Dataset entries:
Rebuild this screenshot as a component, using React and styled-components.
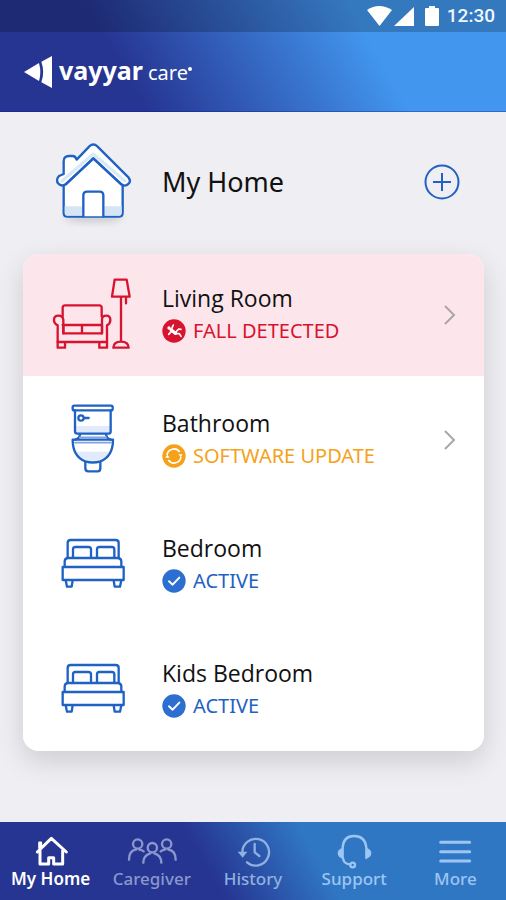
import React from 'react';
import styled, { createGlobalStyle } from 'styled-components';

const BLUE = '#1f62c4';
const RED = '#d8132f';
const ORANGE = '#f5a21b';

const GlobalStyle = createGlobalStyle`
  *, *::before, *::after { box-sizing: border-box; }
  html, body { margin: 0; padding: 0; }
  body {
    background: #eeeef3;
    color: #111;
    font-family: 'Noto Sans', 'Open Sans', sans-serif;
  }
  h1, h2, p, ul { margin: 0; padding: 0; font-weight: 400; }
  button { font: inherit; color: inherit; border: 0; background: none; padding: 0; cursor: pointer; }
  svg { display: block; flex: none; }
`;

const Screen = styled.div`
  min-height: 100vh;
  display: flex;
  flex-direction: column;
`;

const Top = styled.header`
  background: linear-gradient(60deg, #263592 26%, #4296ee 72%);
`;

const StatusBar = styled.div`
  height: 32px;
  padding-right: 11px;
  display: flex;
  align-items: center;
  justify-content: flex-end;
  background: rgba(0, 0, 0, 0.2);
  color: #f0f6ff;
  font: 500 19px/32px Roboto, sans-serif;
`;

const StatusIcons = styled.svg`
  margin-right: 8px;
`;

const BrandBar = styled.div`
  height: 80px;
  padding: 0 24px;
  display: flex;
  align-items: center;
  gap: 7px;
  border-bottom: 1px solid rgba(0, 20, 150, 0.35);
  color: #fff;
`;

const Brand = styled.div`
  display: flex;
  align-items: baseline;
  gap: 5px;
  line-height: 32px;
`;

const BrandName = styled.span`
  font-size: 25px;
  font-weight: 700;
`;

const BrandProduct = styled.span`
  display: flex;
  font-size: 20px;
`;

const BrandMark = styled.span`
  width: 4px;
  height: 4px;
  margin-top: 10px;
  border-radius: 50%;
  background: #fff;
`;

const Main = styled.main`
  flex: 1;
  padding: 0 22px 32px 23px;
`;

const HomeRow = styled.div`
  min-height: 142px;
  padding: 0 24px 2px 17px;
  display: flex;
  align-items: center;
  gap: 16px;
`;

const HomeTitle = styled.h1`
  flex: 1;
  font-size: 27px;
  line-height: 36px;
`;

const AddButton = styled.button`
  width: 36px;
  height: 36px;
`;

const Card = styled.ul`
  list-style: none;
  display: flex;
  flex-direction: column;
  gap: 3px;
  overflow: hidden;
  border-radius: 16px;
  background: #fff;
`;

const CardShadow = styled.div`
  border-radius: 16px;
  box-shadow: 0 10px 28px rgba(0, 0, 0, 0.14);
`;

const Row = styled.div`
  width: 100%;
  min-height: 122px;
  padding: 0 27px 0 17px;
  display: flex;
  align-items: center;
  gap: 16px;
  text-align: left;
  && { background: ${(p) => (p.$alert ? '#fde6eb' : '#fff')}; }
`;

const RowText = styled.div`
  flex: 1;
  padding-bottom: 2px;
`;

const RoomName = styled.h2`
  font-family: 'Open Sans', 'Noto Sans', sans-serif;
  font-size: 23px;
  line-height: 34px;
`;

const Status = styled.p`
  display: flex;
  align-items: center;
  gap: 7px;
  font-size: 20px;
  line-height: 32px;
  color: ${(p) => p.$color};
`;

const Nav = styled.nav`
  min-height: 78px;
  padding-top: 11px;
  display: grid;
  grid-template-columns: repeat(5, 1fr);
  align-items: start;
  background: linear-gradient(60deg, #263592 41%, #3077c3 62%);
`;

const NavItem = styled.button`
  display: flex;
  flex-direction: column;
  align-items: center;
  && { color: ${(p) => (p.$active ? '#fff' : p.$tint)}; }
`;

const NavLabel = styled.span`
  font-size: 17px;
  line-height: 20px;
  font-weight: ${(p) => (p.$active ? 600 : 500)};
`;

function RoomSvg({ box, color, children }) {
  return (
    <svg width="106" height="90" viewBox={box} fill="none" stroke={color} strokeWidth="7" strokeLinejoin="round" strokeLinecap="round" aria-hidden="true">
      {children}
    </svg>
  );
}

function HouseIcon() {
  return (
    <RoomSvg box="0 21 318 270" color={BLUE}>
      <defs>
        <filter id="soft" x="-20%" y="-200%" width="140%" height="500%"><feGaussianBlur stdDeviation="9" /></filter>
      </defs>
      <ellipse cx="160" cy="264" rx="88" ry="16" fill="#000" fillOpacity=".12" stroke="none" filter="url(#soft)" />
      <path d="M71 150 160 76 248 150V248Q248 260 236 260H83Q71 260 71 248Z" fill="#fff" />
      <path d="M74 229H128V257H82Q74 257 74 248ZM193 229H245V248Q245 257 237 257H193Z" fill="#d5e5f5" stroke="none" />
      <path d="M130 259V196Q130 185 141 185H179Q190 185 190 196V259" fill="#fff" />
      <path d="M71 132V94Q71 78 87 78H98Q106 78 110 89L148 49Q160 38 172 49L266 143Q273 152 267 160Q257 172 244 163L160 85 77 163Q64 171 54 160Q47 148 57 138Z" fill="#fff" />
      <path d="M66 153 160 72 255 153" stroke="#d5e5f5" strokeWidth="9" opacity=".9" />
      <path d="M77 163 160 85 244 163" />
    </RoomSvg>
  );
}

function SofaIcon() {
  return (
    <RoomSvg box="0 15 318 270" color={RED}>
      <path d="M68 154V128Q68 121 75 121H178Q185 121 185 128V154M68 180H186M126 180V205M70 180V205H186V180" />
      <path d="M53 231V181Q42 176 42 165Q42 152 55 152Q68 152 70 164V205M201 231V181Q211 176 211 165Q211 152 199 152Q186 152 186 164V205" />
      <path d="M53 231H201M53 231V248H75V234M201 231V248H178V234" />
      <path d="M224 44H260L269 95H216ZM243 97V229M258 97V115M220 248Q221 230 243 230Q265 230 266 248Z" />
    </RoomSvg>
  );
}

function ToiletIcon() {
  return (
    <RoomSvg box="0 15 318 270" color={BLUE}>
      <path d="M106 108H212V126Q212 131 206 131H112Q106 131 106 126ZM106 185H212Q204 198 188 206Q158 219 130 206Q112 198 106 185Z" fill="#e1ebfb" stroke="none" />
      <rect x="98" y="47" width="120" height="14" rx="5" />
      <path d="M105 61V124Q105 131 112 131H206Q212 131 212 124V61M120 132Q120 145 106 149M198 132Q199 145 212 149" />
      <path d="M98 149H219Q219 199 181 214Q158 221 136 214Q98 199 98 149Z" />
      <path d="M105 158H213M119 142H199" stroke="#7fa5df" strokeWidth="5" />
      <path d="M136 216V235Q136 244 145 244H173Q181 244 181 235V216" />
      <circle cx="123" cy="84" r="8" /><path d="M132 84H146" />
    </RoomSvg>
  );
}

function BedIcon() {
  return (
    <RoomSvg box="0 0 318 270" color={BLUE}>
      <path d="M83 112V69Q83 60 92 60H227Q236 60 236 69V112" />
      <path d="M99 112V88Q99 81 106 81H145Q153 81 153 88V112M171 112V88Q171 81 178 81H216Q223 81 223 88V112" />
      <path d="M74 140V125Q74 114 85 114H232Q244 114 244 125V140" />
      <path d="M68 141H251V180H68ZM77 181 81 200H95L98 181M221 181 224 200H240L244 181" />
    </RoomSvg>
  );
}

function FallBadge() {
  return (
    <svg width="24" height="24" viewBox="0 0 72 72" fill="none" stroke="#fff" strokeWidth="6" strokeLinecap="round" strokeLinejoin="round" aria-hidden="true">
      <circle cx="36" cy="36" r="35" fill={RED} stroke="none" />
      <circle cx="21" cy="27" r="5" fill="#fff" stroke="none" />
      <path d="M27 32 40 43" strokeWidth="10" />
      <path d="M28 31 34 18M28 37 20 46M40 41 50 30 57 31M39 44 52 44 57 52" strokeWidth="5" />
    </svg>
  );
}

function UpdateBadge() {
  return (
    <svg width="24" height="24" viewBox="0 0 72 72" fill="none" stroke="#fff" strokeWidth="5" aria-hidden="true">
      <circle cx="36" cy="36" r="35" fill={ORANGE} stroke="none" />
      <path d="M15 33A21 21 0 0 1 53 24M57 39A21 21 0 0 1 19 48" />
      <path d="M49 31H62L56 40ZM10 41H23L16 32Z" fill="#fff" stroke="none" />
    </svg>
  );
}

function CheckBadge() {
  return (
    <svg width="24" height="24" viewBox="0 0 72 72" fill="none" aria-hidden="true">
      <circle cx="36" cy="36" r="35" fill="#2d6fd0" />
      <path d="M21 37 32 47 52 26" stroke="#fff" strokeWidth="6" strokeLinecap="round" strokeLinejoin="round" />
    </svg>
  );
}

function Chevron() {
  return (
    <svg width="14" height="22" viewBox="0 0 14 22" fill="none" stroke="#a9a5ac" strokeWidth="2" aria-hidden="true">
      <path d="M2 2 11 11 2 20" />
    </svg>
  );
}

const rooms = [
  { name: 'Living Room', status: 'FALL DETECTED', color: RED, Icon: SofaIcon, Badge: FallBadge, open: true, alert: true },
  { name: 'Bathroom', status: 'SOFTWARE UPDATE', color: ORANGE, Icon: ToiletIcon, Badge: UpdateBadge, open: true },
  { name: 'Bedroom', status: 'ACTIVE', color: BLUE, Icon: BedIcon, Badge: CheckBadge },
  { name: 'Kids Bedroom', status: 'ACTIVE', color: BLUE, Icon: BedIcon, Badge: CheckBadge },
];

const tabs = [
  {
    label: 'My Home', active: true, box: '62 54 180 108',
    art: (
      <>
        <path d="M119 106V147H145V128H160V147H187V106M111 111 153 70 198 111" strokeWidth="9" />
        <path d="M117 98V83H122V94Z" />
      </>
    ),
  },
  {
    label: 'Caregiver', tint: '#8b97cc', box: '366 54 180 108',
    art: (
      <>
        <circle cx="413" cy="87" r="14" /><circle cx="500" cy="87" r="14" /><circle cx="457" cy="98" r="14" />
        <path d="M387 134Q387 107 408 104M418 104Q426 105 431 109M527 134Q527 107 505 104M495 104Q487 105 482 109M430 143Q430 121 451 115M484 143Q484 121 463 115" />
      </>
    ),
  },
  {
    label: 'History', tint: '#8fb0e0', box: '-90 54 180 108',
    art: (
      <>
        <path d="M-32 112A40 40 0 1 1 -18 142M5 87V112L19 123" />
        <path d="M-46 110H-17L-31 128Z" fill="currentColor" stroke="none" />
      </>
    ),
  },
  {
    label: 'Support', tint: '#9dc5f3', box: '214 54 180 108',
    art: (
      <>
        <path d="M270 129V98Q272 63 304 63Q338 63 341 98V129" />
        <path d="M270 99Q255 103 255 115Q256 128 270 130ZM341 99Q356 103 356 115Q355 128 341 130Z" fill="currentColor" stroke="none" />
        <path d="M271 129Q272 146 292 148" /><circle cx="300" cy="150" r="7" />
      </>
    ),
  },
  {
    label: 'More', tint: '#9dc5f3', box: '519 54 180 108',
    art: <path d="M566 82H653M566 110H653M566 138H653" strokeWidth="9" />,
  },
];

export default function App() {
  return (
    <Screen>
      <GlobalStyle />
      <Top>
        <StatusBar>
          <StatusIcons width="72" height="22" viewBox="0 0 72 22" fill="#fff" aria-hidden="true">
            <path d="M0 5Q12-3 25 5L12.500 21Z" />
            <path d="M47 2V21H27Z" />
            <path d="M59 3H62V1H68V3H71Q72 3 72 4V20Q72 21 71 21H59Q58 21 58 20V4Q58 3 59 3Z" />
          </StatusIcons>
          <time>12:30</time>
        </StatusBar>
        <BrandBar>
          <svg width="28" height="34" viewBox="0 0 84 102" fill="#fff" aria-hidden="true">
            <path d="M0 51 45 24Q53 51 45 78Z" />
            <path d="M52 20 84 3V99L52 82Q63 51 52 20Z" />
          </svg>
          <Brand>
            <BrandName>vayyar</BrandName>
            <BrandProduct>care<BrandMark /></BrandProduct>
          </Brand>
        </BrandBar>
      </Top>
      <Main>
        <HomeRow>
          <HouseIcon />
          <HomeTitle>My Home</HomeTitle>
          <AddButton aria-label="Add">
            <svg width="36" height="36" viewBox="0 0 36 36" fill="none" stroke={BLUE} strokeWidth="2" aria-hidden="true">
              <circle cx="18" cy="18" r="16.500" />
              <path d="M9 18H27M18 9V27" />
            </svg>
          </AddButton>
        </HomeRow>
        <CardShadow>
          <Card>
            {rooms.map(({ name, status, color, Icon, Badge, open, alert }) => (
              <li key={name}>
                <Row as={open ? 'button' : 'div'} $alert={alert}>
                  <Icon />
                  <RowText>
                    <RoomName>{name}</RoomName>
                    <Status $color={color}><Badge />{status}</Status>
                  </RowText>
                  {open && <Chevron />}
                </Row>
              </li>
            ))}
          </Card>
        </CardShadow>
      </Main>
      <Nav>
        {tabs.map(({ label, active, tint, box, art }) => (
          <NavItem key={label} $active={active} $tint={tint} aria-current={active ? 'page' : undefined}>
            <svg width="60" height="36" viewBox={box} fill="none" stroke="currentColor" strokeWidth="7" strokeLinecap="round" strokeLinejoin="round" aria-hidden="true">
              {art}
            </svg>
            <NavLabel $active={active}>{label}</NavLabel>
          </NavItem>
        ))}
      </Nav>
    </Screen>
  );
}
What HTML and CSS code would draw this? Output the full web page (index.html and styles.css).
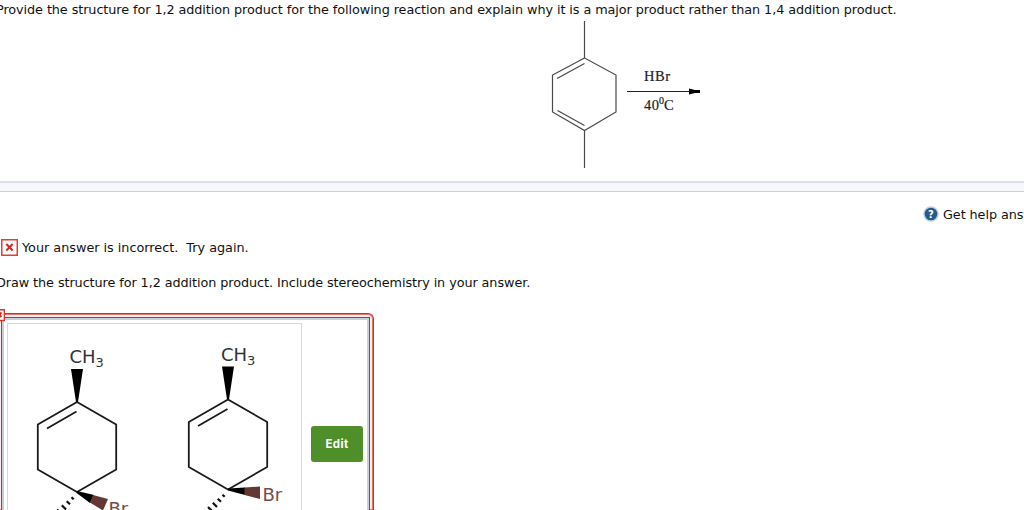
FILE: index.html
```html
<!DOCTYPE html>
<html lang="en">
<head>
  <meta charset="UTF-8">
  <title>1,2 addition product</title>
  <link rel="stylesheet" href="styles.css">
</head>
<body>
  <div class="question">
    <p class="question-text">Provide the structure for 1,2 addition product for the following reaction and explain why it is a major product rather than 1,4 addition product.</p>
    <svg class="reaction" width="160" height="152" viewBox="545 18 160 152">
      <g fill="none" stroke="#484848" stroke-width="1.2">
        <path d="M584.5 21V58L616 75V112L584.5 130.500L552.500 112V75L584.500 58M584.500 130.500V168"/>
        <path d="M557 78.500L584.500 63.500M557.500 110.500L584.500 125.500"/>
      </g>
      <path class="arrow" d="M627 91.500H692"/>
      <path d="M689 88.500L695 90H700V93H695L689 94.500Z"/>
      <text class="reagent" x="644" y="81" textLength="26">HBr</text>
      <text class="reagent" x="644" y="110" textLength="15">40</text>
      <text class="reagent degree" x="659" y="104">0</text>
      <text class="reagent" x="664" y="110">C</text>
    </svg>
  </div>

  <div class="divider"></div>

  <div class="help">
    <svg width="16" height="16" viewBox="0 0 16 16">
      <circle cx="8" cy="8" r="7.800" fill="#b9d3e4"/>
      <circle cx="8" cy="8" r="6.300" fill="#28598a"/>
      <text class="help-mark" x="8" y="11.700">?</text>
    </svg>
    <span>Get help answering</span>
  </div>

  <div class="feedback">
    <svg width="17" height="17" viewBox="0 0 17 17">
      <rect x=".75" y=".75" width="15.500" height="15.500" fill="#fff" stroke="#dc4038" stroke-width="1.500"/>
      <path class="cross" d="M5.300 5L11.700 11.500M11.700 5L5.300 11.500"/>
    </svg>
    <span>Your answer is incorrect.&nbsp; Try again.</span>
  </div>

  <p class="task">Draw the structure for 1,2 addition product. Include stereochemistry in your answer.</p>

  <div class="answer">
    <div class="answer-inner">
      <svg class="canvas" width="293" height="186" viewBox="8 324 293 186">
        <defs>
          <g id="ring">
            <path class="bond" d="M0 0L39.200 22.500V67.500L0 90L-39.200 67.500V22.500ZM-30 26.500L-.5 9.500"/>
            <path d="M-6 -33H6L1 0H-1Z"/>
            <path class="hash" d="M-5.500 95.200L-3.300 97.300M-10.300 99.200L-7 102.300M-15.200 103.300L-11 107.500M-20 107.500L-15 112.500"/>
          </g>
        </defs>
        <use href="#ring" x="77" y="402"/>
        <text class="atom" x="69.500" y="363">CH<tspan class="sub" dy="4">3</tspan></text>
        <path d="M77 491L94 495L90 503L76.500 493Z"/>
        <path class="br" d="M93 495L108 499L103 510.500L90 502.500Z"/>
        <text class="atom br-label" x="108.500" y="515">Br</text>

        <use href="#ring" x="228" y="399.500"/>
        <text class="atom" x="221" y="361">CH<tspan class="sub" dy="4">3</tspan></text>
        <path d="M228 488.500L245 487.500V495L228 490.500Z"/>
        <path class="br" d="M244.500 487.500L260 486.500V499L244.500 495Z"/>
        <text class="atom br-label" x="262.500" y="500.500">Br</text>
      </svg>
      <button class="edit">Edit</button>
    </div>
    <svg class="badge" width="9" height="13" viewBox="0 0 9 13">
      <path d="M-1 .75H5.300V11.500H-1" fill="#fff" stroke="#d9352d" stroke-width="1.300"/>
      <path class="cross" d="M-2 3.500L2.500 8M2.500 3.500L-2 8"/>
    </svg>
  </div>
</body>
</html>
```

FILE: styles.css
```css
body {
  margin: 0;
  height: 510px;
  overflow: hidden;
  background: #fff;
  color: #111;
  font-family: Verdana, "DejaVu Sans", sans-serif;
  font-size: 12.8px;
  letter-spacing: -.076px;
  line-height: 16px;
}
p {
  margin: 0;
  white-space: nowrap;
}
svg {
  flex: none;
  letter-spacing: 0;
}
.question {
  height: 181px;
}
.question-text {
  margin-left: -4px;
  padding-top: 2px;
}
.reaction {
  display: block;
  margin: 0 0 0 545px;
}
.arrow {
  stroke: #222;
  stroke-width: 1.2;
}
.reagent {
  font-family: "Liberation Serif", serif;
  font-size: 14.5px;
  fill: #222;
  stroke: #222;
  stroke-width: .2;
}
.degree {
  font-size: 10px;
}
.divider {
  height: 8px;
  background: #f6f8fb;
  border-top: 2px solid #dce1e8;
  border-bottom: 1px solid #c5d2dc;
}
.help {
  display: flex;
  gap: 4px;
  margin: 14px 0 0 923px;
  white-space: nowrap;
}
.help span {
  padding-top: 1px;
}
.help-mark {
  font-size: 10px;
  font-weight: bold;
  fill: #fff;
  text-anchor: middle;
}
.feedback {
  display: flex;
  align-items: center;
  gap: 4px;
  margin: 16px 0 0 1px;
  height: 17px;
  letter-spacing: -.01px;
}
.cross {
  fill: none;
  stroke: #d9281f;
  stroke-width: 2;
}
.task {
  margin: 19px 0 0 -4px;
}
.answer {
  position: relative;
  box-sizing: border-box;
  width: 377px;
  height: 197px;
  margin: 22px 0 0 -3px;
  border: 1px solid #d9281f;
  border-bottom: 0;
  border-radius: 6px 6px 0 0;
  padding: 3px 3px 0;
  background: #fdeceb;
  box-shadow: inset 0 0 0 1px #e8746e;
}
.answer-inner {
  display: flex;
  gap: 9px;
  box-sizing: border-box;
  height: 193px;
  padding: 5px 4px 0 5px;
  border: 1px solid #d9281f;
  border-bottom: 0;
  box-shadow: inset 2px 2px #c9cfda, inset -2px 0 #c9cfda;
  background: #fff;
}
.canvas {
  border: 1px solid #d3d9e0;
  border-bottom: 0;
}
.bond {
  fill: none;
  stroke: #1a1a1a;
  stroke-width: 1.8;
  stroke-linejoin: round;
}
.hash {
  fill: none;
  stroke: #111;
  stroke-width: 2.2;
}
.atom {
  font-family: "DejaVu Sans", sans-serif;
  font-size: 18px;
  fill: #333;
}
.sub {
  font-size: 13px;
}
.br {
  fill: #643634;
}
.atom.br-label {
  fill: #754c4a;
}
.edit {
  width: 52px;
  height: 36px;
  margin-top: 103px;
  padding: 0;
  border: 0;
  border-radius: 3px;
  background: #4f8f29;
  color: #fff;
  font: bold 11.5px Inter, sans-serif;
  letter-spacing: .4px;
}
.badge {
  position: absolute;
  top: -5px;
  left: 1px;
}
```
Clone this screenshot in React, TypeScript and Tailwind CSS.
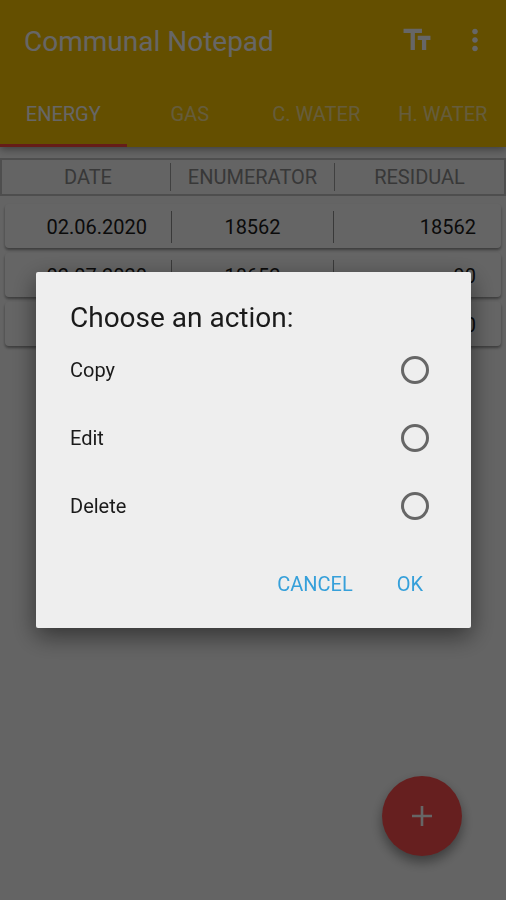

Exercise goal: Copy each line above containing the string "screenshot".

Output:
Rebuild this screenshot as a component, using React and styled-components.
Clone this screenshot in React, TypeScript and Tailwind CSS.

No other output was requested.